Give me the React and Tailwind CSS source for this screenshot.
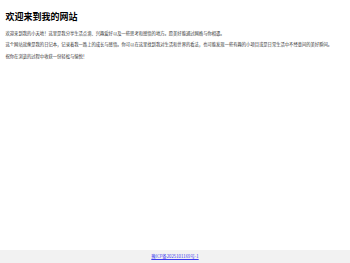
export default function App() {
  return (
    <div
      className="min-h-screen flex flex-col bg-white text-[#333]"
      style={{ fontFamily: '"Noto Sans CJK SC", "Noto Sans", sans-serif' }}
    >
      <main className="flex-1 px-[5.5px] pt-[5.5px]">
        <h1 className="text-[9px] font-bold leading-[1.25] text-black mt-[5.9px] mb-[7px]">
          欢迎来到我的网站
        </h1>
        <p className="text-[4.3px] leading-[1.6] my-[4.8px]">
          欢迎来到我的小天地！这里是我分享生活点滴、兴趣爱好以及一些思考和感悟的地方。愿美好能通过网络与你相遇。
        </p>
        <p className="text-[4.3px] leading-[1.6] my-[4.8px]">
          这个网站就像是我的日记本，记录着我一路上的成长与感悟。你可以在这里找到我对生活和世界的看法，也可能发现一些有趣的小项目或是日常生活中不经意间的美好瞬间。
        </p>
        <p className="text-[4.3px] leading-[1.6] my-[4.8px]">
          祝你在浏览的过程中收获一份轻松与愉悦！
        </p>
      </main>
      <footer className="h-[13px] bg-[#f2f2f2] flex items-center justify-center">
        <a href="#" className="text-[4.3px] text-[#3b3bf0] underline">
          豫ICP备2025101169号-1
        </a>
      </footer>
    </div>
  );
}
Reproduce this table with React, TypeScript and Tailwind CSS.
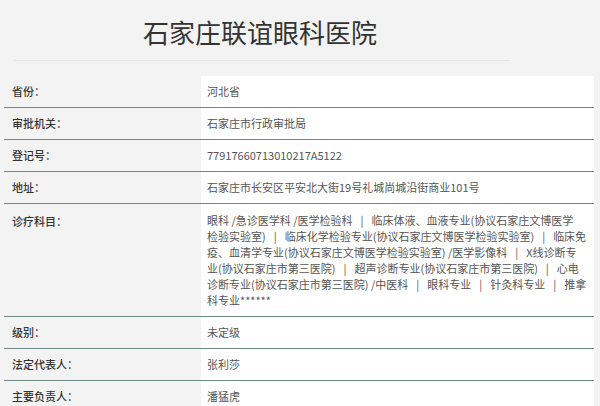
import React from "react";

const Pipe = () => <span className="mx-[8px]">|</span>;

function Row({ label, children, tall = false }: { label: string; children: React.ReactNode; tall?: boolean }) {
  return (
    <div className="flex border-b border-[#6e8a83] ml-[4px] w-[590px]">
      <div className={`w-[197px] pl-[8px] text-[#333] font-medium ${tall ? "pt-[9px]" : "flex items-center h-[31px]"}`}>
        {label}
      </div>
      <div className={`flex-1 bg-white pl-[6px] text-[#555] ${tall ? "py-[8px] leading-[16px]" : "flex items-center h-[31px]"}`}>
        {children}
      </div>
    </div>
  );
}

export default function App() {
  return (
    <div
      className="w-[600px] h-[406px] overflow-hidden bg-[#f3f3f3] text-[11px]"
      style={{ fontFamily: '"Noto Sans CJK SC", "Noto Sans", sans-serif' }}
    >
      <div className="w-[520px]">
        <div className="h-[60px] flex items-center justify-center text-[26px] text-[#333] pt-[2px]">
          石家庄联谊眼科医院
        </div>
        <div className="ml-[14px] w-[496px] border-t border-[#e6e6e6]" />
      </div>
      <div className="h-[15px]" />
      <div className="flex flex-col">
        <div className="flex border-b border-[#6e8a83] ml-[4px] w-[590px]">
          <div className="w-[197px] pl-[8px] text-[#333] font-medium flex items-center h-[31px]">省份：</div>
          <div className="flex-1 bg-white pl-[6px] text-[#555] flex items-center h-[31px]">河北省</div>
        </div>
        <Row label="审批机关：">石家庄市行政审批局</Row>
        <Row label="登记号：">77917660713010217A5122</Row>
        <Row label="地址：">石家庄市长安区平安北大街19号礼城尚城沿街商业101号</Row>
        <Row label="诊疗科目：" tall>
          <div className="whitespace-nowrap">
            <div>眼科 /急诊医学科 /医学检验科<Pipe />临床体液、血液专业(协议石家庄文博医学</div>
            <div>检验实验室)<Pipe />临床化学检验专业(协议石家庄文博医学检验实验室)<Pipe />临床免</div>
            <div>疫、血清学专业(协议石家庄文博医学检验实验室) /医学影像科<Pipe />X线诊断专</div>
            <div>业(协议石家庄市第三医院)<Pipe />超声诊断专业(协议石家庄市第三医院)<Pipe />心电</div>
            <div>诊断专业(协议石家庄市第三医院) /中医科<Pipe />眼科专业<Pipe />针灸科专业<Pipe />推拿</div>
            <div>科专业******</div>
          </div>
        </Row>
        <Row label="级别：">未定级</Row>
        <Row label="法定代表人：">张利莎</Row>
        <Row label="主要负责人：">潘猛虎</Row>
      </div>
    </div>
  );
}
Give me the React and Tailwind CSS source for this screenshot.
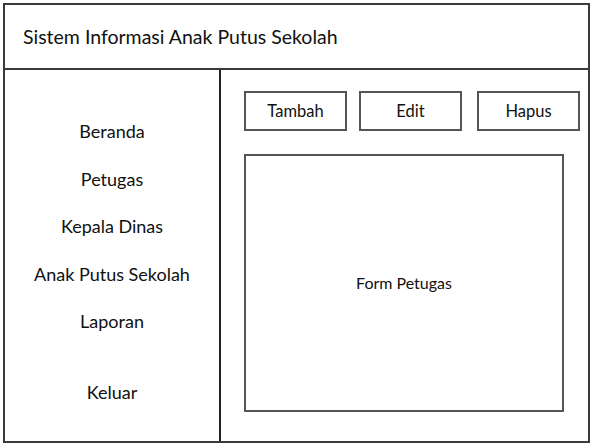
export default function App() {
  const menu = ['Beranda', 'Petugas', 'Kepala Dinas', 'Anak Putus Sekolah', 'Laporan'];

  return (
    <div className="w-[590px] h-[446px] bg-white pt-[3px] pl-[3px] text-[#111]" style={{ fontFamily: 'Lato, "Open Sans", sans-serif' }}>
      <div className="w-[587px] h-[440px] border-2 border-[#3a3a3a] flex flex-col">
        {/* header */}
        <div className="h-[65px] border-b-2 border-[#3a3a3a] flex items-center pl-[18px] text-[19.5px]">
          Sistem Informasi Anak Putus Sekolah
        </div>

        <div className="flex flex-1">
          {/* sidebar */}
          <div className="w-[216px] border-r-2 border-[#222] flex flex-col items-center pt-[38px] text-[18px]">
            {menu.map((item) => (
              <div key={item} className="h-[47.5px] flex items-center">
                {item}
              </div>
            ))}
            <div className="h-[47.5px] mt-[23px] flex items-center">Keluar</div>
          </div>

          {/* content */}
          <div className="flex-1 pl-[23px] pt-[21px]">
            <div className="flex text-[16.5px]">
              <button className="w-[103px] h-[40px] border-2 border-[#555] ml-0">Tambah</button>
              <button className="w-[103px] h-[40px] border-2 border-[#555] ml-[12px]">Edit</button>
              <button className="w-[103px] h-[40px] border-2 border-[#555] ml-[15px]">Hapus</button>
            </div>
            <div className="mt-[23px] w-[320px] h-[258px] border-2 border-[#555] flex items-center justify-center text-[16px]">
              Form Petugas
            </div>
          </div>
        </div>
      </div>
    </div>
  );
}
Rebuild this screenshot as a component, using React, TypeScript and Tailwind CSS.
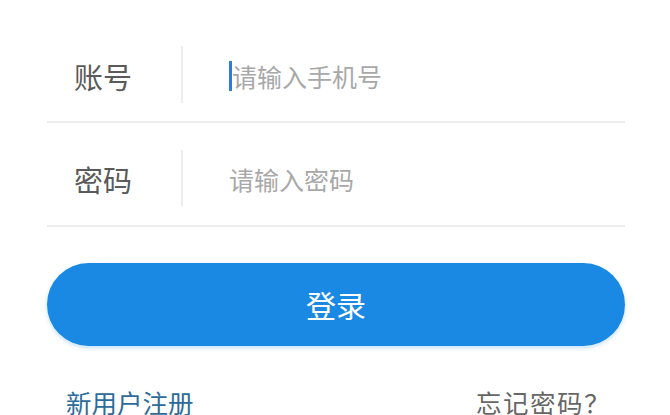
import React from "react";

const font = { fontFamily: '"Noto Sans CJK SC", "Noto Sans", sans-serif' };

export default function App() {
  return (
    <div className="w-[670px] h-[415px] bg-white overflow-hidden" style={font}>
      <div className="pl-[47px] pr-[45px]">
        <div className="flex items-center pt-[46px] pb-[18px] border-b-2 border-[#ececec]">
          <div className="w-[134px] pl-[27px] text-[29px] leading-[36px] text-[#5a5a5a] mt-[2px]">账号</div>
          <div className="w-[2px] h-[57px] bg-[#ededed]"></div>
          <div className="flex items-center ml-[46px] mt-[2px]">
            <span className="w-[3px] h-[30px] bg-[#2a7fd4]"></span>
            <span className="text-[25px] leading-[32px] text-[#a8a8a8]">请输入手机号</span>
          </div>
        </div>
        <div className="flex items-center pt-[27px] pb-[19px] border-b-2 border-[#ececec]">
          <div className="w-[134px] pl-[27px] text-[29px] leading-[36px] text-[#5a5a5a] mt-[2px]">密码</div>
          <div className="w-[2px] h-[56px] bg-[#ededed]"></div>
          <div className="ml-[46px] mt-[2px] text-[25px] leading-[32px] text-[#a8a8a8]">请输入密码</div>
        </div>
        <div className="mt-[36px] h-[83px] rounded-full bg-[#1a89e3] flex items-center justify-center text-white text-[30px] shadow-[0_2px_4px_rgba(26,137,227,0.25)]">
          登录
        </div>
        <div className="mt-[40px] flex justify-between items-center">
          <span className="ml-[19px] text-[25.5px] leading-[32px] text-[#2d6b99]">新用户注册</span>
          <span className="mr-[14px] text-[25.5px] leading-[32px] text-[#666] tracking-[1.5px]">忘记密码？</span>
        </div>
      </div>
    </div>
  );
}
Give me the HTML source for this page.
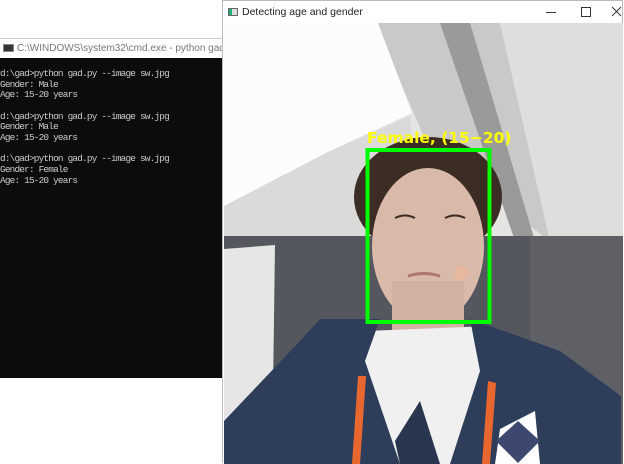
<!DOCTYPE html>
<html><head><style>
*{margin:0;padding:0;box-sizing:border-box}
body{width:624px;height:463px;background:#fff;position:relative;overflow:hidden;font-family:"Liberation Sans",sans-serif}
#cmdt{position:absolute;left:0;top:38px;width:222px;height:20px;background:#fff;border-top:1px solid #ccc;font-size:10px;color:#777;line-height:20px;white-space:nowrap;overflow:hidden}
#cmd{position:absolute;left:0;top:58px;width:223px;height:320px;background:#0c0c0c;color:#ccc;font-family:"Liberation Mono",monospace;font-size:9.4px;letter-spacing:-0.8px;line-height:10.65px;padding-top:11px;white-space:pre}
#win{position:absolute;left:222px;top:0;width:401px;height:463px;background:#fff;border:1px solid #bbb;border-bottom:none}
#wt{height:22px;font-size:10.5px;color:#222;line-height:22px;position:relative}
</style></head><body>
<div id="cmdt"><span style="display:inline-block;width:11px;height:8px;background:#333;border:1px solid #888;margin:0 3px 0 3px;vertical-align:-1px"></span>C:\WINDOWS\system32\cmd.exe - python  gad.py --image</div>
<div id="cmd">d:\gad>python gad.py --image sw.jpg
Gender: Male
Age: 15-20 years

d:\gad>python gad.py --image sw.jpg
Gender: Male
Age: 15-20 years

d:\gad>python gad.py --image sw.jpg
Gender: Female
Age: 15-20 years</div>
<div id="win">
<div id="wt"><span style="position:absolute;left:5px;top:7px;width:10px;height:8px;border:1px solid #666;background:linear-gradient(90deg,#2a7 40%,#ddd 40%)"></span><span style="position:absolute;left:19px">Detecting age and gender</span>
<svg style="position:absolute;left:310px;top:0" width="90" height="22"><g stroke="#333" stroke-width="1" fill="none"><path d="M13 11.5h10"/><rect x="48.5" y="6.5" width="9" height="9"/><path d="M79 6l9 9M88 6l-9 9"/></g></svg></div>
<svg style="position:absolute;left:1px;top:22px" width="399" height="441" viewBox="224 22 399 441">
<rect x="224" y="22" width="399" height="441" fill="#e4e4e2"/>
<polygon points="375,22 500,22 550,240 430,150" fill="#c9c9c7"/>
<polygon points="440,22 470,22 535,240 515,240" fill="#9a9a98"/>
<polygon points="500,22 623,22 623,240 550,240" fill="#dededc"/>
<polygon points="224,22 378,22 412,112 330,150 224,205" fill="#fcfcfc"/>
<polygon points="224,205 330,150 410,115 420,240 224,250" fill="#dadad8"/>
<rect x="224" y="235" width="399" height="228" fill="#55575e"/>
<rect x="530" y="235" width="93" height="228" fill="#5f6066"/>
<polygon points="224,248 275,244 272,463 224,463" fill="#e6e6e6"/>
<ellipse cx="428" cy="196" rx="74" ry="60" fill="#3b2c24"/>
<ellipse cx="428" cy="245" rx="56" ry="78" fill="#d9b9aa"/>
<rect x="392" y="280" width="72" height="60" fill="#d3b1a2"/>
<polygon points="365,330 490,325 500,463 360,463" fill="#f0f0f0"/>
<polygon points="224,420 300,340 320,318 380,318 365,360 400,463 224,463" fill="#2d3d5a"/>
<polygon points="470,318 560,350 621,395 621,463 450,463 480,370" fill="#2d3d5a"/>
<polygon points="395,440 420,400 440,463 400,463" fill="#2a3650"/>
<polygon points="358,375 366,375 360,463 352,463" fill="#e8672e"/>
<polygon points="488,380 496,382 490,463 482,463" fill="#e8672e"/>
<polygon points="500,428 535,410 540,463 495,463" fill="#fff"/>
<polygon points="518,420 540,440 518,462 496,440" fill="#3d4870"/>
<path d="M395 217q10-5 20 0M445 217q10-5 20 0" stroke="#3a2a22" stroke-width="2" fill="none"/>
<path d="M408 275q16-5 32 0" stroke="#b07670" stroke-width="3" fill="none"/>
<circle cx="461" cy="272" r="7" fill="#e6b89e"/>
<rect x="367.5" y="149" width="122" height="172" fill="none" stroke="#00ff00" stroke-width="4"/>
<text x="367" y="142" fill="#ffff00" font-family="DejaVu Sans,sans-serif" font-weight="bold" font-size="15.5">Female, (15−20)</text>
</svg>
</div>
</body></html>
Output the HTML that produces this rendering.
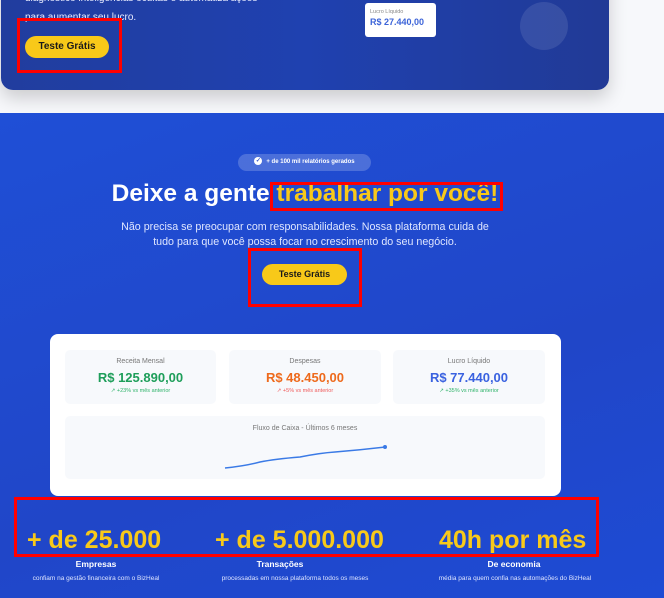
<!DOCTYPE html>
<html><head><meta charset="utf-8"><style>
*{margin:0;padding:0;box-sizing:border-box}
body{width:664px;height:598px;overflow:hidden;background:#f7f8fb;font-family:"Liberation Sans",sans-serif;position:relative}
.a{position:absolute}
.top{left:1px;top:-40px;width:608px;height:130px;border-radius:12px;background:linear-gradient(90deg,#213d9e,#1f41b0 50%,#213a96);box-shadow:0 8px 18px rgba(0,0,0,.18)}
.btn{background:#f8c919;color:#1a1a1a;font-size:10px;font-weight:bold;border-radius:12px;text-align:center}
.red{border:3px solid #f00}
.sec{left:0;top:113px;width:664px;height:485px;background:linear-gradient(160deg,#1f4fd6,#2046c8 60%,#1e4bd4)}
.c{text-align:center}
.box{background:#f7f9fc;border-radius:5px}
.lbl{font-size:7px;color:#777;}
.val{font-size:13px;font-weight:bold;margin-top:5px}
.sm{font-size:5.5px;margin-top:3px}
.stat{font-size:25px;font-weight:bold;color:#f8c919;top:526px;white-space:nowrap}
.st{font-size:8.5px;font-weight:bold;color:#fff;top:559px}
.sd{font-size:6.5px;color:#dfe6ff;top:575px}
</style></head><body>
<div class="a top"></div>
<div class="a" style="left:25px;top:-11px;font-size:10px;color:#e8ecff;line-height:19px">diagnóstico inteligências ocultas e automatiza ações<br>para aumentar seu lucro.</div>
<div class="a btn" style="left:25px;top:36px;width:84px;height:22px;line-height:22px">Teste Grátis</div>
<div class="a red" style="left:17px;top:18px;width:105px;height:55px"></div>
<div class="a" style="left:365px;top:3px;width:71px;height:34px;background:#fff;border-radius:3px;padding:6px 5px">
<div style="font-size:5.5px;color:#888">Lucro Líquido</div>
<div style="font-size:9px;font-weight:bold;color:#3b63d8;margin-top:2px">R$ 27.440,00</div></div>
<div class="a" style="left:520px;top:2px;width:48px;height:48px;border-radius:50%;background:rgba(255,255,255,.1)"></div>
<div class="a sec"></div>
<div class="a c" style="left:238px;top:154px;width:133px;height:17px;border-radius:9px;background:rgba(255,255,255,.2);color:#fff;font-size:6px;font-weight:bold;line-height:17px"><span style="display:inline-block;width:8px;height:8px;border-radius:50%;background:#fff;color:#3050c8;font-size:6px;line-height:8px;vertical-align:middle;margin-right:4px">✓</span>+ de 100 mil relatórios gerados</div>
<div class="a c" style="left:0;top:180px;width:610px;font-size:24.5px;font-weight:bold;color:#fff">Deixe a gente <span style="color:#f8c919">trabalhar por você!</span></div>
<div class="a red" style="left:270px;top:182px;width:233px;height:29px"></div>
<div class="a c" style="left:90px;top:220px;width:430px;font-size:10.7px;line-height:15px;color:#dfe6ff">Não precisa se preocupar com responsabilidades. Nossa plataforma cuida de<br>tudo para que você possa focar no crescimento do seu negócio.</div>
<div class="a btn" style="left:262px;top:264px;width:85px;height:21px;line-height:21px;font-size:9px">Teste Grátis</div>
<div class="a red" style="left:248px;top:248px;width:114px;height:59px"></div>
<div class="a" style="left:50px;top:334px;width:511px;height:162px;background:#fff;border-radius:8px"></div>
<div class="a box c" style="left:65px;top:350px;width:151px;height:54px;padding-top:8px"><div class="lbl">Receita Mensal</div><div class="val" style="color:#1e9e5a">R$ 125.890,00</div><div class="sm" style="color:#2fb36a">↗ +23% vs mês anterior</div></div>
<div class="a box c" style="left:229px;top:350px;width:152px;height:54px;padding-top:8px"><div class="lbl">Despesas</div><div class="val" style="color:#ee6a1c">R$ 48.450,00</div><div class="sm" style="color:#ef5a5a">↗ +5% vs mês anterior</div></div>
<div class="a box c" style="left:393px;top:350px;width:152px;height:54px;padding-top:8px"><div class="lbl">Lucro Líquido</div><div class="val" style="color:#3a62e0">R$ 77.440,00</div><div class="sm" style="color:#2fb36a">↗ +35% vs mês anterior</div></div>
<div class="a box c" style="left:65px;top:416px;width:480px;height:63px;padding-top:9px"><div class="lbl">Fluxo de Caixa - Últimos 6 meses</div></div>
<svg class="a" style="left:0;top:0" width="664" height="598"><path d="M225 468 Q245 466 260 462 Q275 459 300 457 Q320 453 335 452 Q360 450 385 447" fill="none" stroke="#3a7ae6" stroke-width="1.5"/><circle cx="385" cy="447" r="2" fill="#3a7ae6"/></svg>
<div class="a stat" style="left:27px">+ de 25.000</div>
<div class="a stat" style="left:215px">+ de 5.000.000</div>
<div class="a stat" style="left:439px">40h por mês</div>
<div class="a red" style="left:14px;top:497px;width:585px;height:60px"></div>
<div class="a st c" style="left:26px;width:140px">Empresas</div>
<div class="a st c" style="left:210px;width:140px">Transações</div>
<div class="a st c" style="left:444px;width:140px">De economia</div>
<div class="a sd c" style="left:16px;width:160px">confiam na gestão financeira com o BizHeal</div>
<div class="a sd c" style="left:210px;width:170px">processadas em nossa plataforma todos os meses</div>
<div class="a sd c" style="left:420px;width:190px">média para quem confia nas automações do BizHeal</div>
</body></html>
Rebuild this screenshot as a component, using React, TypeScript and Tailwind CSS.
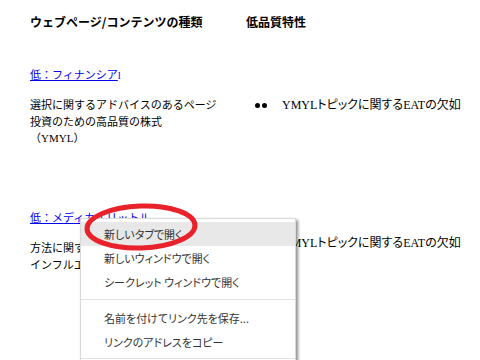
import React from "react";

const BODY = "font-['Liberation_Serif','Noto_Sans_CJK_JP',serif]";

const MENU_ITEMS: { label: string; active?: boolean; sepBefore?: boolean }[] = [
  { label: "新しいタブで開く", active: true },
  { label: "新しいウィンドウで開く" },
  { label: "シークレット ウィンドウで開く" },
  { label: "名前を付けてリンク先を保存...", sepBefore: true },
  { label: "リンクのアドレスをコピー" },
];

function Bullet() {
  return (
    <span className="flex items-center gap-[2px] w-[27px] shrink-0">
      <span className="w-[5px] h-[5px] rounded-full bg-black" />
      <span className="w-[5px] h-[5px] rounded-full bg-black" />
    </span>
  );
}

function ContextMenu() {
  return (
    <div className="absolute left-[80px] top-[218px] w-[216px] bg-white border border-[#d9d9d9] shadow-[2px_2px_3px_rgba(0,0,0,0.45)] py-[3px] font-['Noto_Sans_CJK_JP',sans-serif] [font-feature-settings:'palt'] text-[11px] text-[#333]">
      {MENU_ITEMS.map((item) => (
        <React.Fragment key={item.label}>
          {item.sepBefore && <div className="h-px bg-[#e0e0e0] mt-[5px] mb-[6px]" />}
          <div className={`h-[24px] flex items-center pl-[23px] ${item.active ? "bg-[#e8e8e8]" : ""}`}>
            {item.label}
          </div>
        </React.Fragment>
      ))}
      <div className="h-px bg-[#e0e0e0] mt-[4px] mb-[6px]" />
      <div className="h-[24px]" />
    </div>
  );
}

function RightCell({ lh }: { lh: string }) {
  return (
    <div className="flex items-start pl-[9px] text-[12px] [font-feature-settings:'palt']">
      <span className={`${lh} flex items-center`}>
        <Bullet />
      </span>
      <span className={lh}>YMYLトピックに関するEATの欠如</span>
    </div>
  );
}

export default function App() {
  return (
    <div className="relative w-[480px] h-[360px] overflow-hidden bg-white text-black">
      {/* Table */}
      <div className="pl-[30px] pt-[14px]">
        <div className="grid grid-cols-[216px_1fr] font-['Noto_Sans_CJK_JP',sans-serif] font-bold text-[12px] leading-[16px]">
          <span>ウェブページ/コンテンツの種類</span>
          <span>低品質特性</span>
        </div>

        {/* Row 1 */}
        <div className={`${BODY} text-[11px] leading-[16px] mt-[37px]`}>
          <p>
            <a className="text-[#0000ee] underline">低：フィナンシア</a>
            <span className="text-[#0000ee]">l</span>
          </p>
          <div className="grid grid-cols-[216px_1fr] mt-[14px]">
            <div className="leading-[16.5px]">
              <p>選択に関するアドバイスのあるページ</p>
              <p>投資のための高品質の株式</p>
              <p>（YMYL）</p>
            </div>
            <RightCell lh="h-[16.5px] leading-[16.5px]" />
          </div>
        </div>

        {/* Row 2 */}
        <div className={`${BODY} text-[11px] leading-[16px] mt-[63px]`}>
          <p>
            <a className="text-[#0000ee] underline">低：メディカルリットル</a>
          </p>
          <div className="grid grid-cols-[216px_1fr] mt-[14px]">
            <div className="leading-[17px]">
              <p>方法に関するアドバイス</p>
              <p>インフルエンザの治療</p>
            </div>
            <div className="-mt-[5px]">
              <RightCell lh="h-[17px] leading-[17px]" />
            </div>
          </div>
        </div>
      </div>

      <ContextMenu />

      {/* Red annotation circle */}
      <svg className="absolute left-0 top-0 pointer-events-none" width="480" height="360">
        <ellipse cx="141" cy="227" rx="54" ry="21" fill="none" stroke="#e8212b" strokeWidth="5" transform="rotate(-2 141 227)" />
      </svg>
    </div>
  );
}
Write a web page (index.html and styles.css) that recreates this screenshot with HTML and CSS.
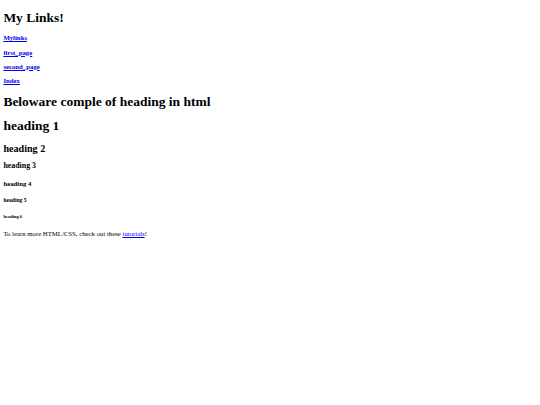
§ §
*Goal*
Write out the lines running from the one that contains "Reproduce this table" through the one that contains "const Pipe = ()", ends included, and nothing else. Pictures stay out of the copy.

*Finished answer*
Reproduce this table with React, TypeScript and Tailwind CSS.
import React from "react";

const Pipe = () => <span className="mx-[8px]">|</span>;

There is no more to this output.